In den letzten Jahren wurde verstärkt über die zunehmende Gewaltbereitschaft bei Mädchen diskutiert. Die Zahlen von aggressivem und delinquentem Verhalten bei Mädchen und Frauen steigen signifikant stärker als bei Jungen und Männern. Allerdings ist die Toleranz für gewalttätiges Verhalten bei Frauen und Mädchen besonders gering, was zu einer möglichen Überbewertung der Zahlen führen kann. Die Öffentlichkeit reagiert schockiert auf Berichte und Studienergebnisse zu diesem Thema.

Gewaltdelikte sind nach wie vor hauptsächlich eine “Männersache”, wobei 76% der Tatverdächtigen männlich sind. Allerdings zeigen Mädchen häufiger minderschwere Formen der Delinquenz wie Eigentumsdelikte. In Bezug auf körperliche Gewalt und Körperverletzung holen Mädchen jedoch seit Jahren auf. Zudem nehmen weibliche Jugendliche und junge Erwachsene immer öfter tragende Rollen in “kriminellen Banden” ein.
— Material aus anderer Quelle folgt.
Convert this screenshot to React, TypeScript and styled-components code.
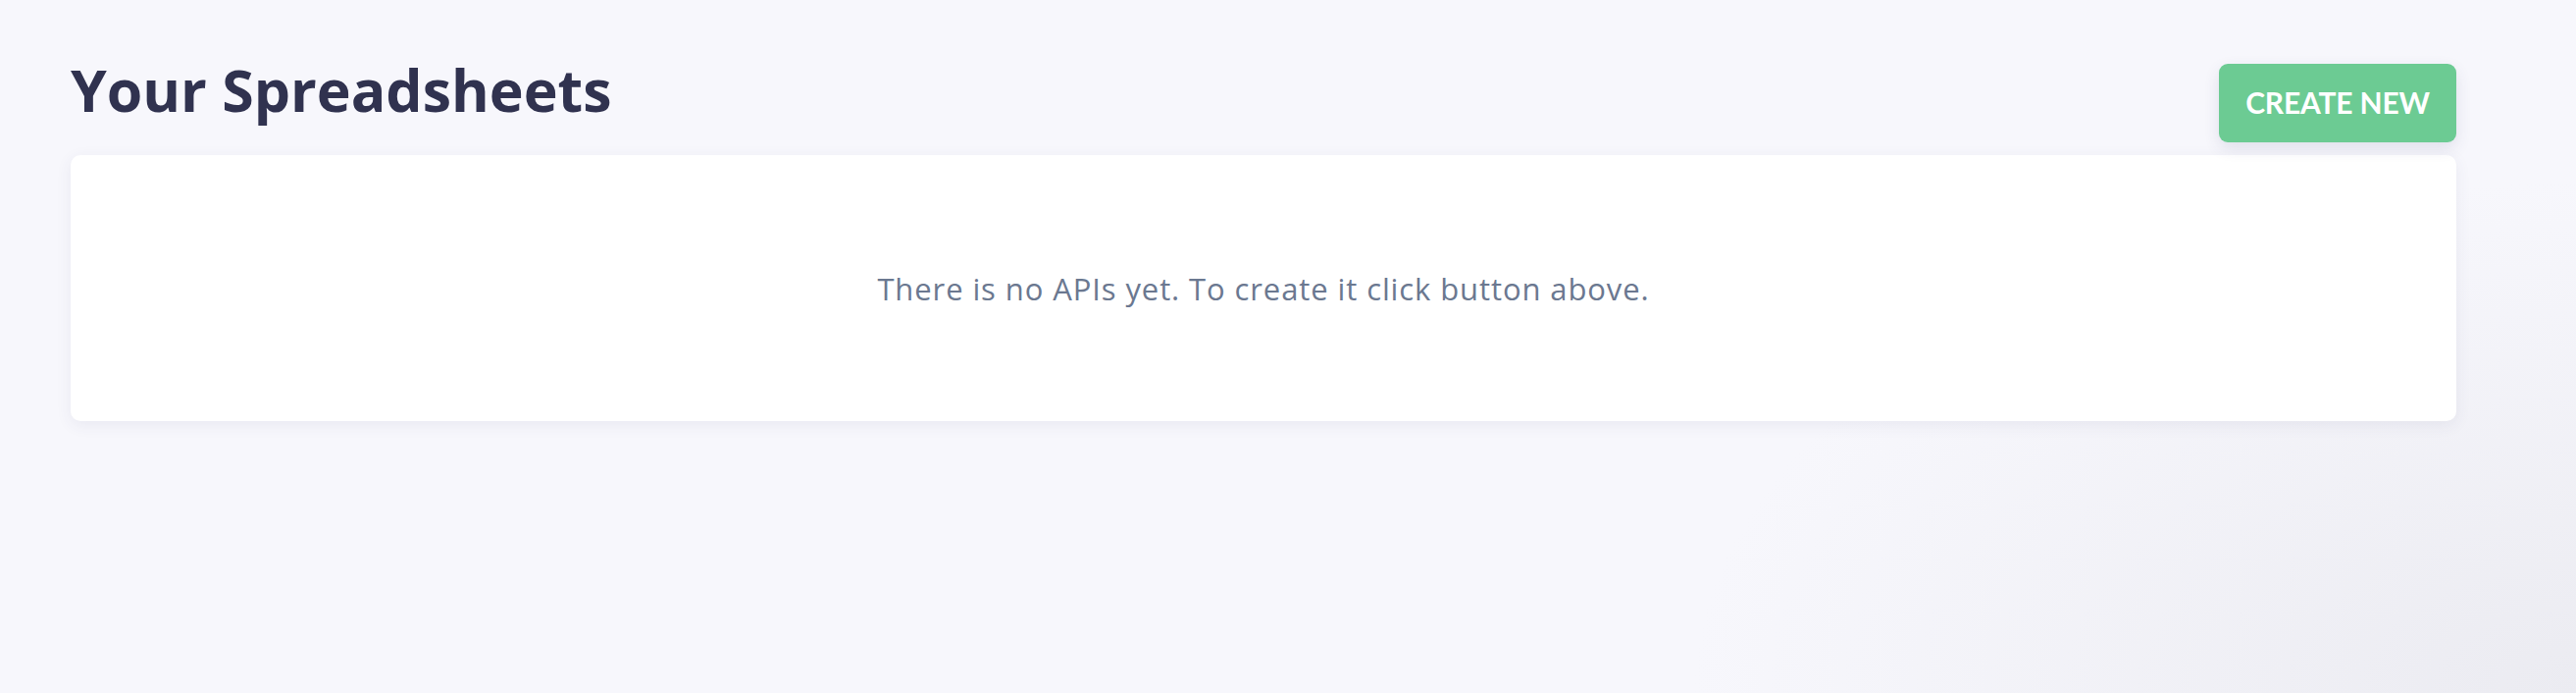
import styled, { createGlobalStyle } from 'styled-components';

const GlobalStyle = createGlobalStyle`
    html, body {
        margin: 0;
        padding: 0;
    }

    body {
        font-family: "Open Sans", Lato, sans-serif;
        background: #f7f7fc;
    }
`

const Page = styled.div`
    min-height: 100vh;
    box-sizing: border-box;
    padding: 55px 122px 0 72px;
    background:
        radial-gradient(ellipse 900px 520px at 100% 100%, #ebebf1 0%, rgba(235,235,241,0) 100%),
        #f7f7fc;
`

const Header = styled.div`
    display: flex;
    justify-content: space-between;
    align-items: flex-start;
`

const Title = styled.h1`
    margin: 0;
    font-size: 59px;
    line-height: 72px;
    font-weight: 700;
    color: #30324f;
`

const CreateButton = styled.button`
    margin-top: 10px;
    width: 242px;
    height: 80px;
    padding: 0 0 3px;
    border: none;
    border-radius: 9px;
    background-color: #6ccb93;
    color: #ffffff;
    font-family: Lato, "Open Sans", sans-serif;
    font-size: 30px;
    font-weight: 700;
    letter-spacing: -0.2px;
    box-shadow: 0 6px 16px 0 rgba(60, 60, 110, 0.12);
    cursor: pointer;
`

const EmptyCard = styled.div`
    margin-top: 13px;
    height: 271px;
    display: flex;
    align-items: center;
    justify-content: center;
    background-color: #ffffff;
    border-radius: 10px;
    box-shadow: 0 4px 16px 0 rgba(60, 60, 110, 0.08);
`

const EmptyText = styled.p`
    margin: 0;
    font-size: 31px;
    letter-spacing: 0.9px;
    color: #6b7890;
`

export default function App() {
    return (
        <>
            <GlobalStyle />
            <Page>
                <Header>
                    <Title>Your Spreadsheets</Title>
                    <CreateButton>CREATE NEW</CreateButton>
                </Header>

                <EmptyCard>
                    <EmptyText>There is no APIs yet. To create it click button above.</EmptyText>
                </EmptyCard>
            </Page>
        </>
    )
}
Auch an Schulen zeigt sich ein ähnliches Bild. An bayerischen Schulen sind etwa 84% der Tatverdächtigen männlich. Interessanterweise liegt der Gipfel der erfassten Delinquenz bei Mädchen etwa im Alter von 14 Jahren, während er bei Jungen mit etwa 16 Jahren etwas später eintritt.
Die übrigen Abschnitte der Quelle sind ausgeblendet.